Goal —
Find the lines holding the string "this" in the data, then copy all of them.

Dataset rows:
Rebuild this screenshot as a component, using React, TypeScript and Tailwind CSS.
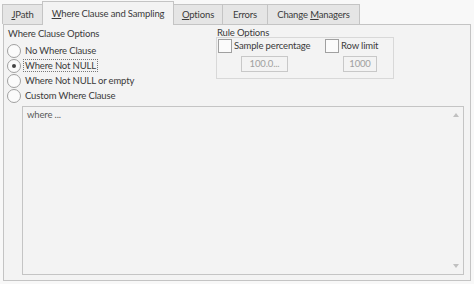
import React from "react";

const tabs = [
  { key: "jpath", u: "J", post: "Path", w: "w-[41px]" },
  { key: "where", u: "W", post: "here Clause and Sampling", w: "w-[132px]", active: true },
  { key: "options", u: "O", post: "ptions", w: "w-[50px]" },
  { key: "errors", pre: "Errors", w: "w-[46px]" },
  { key: "cm", pre: "Change ", u: "M", post: "anagers", w: "w-[93px]" },
];

const radios = ["No Where Clause", "Where Not NULL", "Where Not NULL or empty", "Custom Where Clause"];

function Radio({ label, checked }: { label: string; checked?: boolean }) {
  return (
    <div className="flex items-center h-[15px]">
      <div className="w-[14px] h-[14px] rounded-full border border-[#a0a0a0] bg-[#fbfbfb] flex items-center justify-center">
        {checked && <div className="w-[4px] h-[4px] rounded-full bg-[#444]" />}
      </div>
      <span
        className={
          "ml-[2px] px-[1px] leading-[11px] whitespace-nowrap " +
          (checked ? "border border-dotted border-[#777]" : "border border-transparent")
        }
      >
        {label}
      </span>
    </div>
  );
}

function Check({ label }: { label: string }) {
  return (
    <div className="flex items-center h-[14px]">
      <div className="w-[14px] h-[14px] border border-[#a0a0a0] bg-[#fbfbfb]" />
      <span className="ml-[2px] whitespace-nowrap">{label}</span>
    </div>
  );
}

export default function App() {
  return (
    <div className="w-[474px] h-[284px] bg-[#f8f8f8] text-[9.5px] tracking-[-0.15px] leading-[12px] text-[#3a3a3a] font-['Lato','Noto_Sans',sans-serif] overflow-hidden">
      <div className="flex items-end h-[24px] pl-[2px]">
        {tabs.map((t) => (
          <div
            key={t.key}
            className={
              t.active
                ? `${t.w} h-[24px] -mb-px -ml-px relative z-10 bg-[#f3f3f3] border border-b-0 border-[#c4c4c4] flex items-center justify-center pt-[1px]`
                : `${t.w} h-[20px] -ml-px first:ml-0 bg-[#e5e5e5] border border-b-0 border-[#c4c4c4] flex items-center justify-center`
            }
          >
            <span className="whitespace-nowrap">
              {t.pre}
              {t.u && <span className="underline">{t.u}</span>}
              {t.post}
            </span>
          </div>
        ))}
      </div>
      <div className="mx-[3px] h-[257px] border border-[#c4c4c4] bg-[#f3f3f3] pl-[3px] pr-[6px] pt-[3px]">
        <div className="flex">
          <div className="w-[209px]">
            <div className="h-[15px] pl-[1px] whitespace-nowrap">Where Clause Options</div>
            <div className="flex flex-col">
              {radios.map((r, i) => (
                <Radio key={r} label={r} checked={i === 1} />
              ))}
            </div>
          </div>
          <div className="flex flex-col">
            <div className="h-[9px] pl-[1px] leading-[10px] whitespace-nowrap">Rule Options</div>
            <div className="w-[178px] h-[42px] border border-[#d8d8d8] pl-px pt-[1px]">
              <div className="flex">
                <div className="w-[107px]">
                  <Check label="Sample percentage" />
                </div>
                <Check label="Row limit" />
              </div>
              <div className="flex mt-[3px]">
                <div className="ml-[23px] w-[47px] h-[16px] border border-[#c8c8c8] flex items-center justify-center text-[#a0a0a0]">
                  100.0...
                </div>
                <div className="ml-[55px] w-[34px] h-[16px] border border-[#c8c8c8] flex items-center justify-center text-[#a0a0a0]">
                  1000
                </div>
              </div>
            </div>
          </div>
        </div>
        <div className="ml-[15px] mt-[3px] h-[169px] border border-[#c4c4c4] flex">
          <div className="flex-1 pl-[4px] pt-[2px] text-[#5a5a5a]">where ...</div>
          <div className="w-[14px] flex flex-col items-center justify-between py-[6px]">
            <svg width="6" height="4" viewBox="0 0 6 4">
              <path d="M0 4 L3 0 L6 4 Z" fill="#c0c0c0" />
            </svg>
            <svg width="6" height="4" viewBox="0 0 6 4">
              <path d="M0 0 L3 4 L6 0 Z" fill="#c0c0c0" />
            </svg>
          </div>
        </div>
      </div>
    </div>
  );
}
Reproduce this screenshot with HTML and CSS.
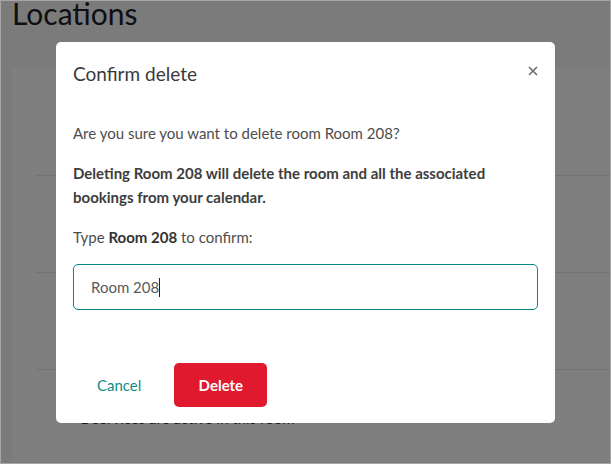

Exercise answer —
Rebuild this screenshot as a component, using React, TypeScript and Tailwind CSS.
Reproduce this screenshot with HTML and CSS.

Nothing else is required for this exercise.